When she was thirteen, Edith Nesbit stayed for a time in the village of Penshurst, near Sevenoaks. In My School Days, her memoir of childhood, which was serialised in The Girl’s Own Paper from October 1896 to September 1897, she wrote:

I wandered up through Penshurst churchyard, and through a little wicket-gate into the park, where the splendour of a blaze of buttercups, burst upon me. The may-trees were silver-white, the skylarks singing overhead; I sat down under a white may-tree. The spirit of the spring breathed softly round me, and when I got up to go back I was in love and charity with all men and all women except Mrs. ——-.

“I am sorry if I have been naughty,” I said to my sister; “I didn’t mean to be, but-“ “That will do,” she said, skillfully stopping my confidences; “now I do hope you are going to try and be a good girl, and not make dear mamma unhappy.”

“I will be good,” I said; “ oh, I will indeed! “ And as long as I stayed among the golden buttercups and silver may-bushes, I believe I was moderately good.

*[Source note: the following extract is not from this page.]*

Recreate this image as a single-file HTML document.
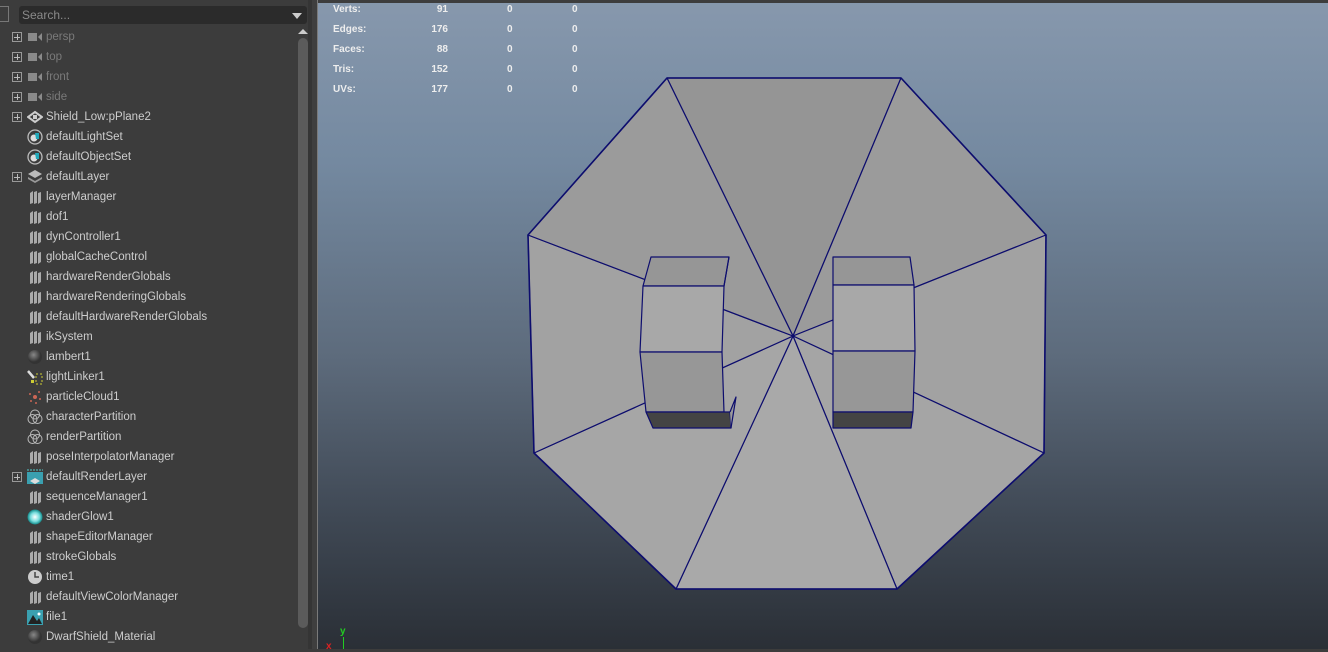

Penshurst is situated six miles south of Sevenoaks, in a valley on the northern slopes of the Kentish Weald. This picturesque region of South East England lies between the parallel chalk escarpments of the North and South Downs at the confluence of the River Medway and the River Eden. It is an area of outstanding natural beauty and has been recognised as a conservation zone with protected woodlands and fields.

The village of Penshurst developed around Penshurst Place, the ancestral home of the Sidney family, which was owned for a time by Henry VIII. Records date back to 1346. The ‘little wicket-gate’ that Nesbit mentions is a private gate in the garden walls of Penshurst Place that leads to eleven acres of beautifully laid out Elizabethan gardens with fountains, ancient trees, woodland and heraldic topiary.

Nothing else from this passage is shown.